Price of timber, and state of it in the county
ASH, from 2s. 6d. to 5s. per
Oak, very little (if any) to cut, that could be sold by the foot.
Elm, very little, from 3s. to 4s. per foot.
Beech, from 3s. to 4s. per foot.
Couples for cabins, from 2s. 6d. to 5s.
Stretchers or thevauns, ten or twelve feet long, from 5s. to 6s. per dozen.
Oak stakes to support the wattling of eel-weirs, from 5s. to 6s. per dozen.
Oak wattles for eel-weirs, from 5s. to 10s. per hundred; they are usually split down the middle, and are generally brought from Tinneranna to Killaloe.
Sallows for making baskets, 2s. 2d. per hundred.*
Scollops of hazel, &c. 6d. per hundred.
Pair of baskets for a horse, which a man will make in a day, 3s. 3d.
A turf-kish, which he will make in a day, from 4s. to 5s.
A hurdle, seven feet long by five feet broad, from 2s. 6d. to 4s. 4d.
Tubs for butter, twenty-one inches, 4s. 4d.
Do. nineteen inches, 3s. 9½ d.
Firkins, 3s. 9½ d.
Oak bark (1807) from 20l. to 22l. 15s. per ton.
Sallow and birch bark, 15l. per ton.
In some places, birch bark only 8l. per ton.

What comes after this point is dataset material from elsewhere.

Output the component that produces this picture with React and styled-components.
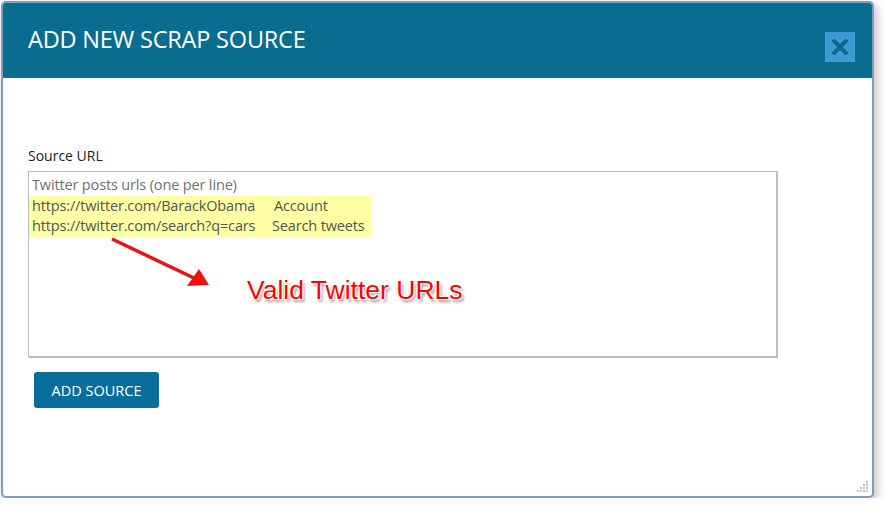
import React from "react";
import styled, { createGlobalStyle } from "styled-components";

const Global = createGlobalStyle`
  html, body { margin: 0; padding: 0; background: #fff; }
  body { font-family: "Open Sans", "Noto Sans", Arial, sans-serif; }
`;

const Dialog = styled.div`
  box-sizing: border-box;
  margin: 1px 0 0 1px;
  width: 873px;
  height: 497px;
  border: 2px solid #7d9cc6;
  border-radius: 5px;
  background: #fff;
  box-shadow: 3px 4px 10px rgba(0, 0, 0, 0.25);
  display: flex;
  flex-direction: column;
  position: relative;
  overflow: hidden;
`;

const Header = styled.div`
  height: 75px;
  background: #0a6d8f;
  display: flex;
  align-items: flex-start;
  justify-content: space-between;
  padding: 0 17px 0 25px;
  flex-shrink: 0;
`;

const Title = styled.h1`
  margin: 20px 0 0;
  font-size: 23.5px;
  font-weight: 400;
  color: #fff;
  letter-spacing: -0.2px;
`;

const Close = styled.button`
  margin-top: 29px;
  width: 30px;
  height: 30px;
  border: none;
  padding: 0;
  background: #3c9bd2;
  display: flex;
  align-items: center;
  justify-content: center;
`;

const Body = styled.div`
  padding: 68px 0 0 25px;
  display: flex;
  flex-direction: column;
`;

const Label = styled.label`
  font-size: 14px;
  color: #222;
  margin-bottom: 6px;
`;

const FieldWrap = styled.div`
  position: relative;
  width: 750px;
`;

const Field = styled.div`
  box-sizing: border-box;
  width: 750px;
  height: 187px;
  border: 1px solid #bdbdbd;
  border-right-width: 2px;
  border-bottom-width: 2px;
  padding: 3px 0 0 0;
  font-size: 14.5px;
  line-height: 20.5px;
  letter-spacing: -0.15px;
`;

const Line = styled.div`
  padding-left: 3px;
  color: ${(p) => (p.$muted ? "#707070" : "#555")};
  background: ${(p) => (p.$hl ? "#ffffa3" : "transparent")};
  width: ${(p) => (p.$hl ? "339px" : "auto")};
  white-space: pre;
`;

const Tag = styled.span`
  display: inline-block;
  width: ${(p) => p.$w}px;
`;

const Note = styled.div`
  position: absolute;
  left: 219px;
  top: 104px;
  font-family: "Liberation Sans", Arial, sans-serif;
  font-size: 26.5px;
  color: #ff0000;
  text-shadow: -1px -1px 0 #fff, 1px -1px 0 #fff, -1px 1px 0 #fff, 1px 1px 0 #fff,
    2px 3px 3px rgba(0, 0, 0, 0.45);
`;

const Arrow = styled.svg`
  position: absolute;
  left: 80px;
  top: 64px;
`;

const Button = styled.button`
  margin: 14px 0 0 6px;
  align-self: flex-start;
  width: 125px;
  height: 36px;
  border: none;
  border-radius: 3px;
  background: #0a6e9c;
  color: #fff;
  font-family: "Open Sans", "Noto Sans", Arial, sans-serif;
  font-size: 14.5px;
`;

const Grip = styled.svg`
  position: absolute;
  right: 3px;
  bottom: 3px;
`;

export default function App() {
  return (
    <>
      <Global />
      <Dialog>
        <Header>
          <Title>ADD NEW SCRAP SOURCE</Title>
          <Close aria-label="close">
            <svg width="18" height="18" viewBox="0 0 18 18">
              <path d="M3 3 L15 15 M15 3 L3 15" stroke="#0d6a8e" strokeWidth="4" strokeLinecap="round" />
            </svg>
          </Close>
        </Header>
        <Body>
          <Label>Source URL</Label>
          <FieldWrap>
            <Field>
              <Line $muted>Twitter posts urls (one per line)</Line>
              <Line $hl>
                <Tag $w={242}>https://twitter.com/BarackObama</Tag>Account
              </Line>
              <Line $hl>
                <Tag $w={240}>https://twitter.com/search?q=cars</Tag>Search tweets
              </Line>
            </Field>
            <Arrow width="110" height="60" viewBox="0 0 110 60">
              <path d="M4 4 L88 44" stroke="#ee1111" strokeWidth="3.5" />
              <polygon points="101,50 79,51 91,34" fill="#ee1111" />
            </Arrow>
            <Note>Valid Twitter URLs</Note>
          </FieldWrap>
          <Button>ADD SOURCE</Button>
        </Body>
        <Grip width="12" height="12" viewBox="0 0 12 12">
          {[[9, 0], [6, 3], [9, 3], [3, 6], [6, 6], [9, 6], [0, 9], [3, 9], [6, 9], [9, 9]].map(([x, y]) => (
            <rect key={x + "-" + y} x={x} y={y} width="2" height="2" fill="#b8c4d8" />
          ))}
        </Grip>
      </Dialog>
    </>
  );
}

No price for mountain ash bark, its value not known by tanners.
Bog timber consists of fir, oak, and yew, but chiefly fir and oak; in red bogs fir is generally found, and in black bogs oak predominates. Fir timber is frequently found of very large dimensions; most of the farmers' houses near bogs are roofed with this timber, which, if kept dry, is everlasting, and is always preferred to oak for inside work. A tree of this kind was lately found in a bog near Kilrush; it was purchased by Mr. Patterson of that town for 14l. 9s. 6d; it measured at the thickest end thirty-eight inches in diameter, and at upwards of sixty-eight feet long, thirty-one inches; it was very fine sound timber, and produced him upwards of 36l; by age and the action of the atmosphere it had lost so much of its original bulk, that the part preserved was merely the heart, and not near half its original size. There was another of immense size lately found near Mount Callan; I could not ascertain the dimensions, but was informed that, when a cross-cut saw of good length was brought, it was thicker than the saw was long. The manner of finding these trees in bogs is somewhat curious; very early in the morning, before the dew evaporates, a man with a long small sharp spear goes into the bog, and, as the dew never lies on the part over the trees, be it ever so deep, he can ascertain their length, and on putting down his spear can easily find, whether they are sound or rotten; if sound, he marks with a spade the spot where they lie, and at his leisure proceeds to extricate them from their bed.
A great number of Scotch fir in hedge-rows may be seen near Bridgetown, the estate of Captain Brown. I only mention this to shew the absurdity of planting this tree in single rows; they are all knots and worth very little; however in a country so destitute of trees they have a cheerful appearance.
Alder is a timber generally despised; but, if it is of a sufficient age, it is little inferior to mahogany; it has many other perfection's; it makes the very best bolsters for cars, and for bushing the eye of the lower mill-stone round the spindle, as it never takes fire by friction; when used for handles for tools it does not blister the hands; and the leaves and bark are so disagreeable to cattle, that they never browze on it.*About 200 sallows of two years' growth will make a turf-kish of a cubic yard.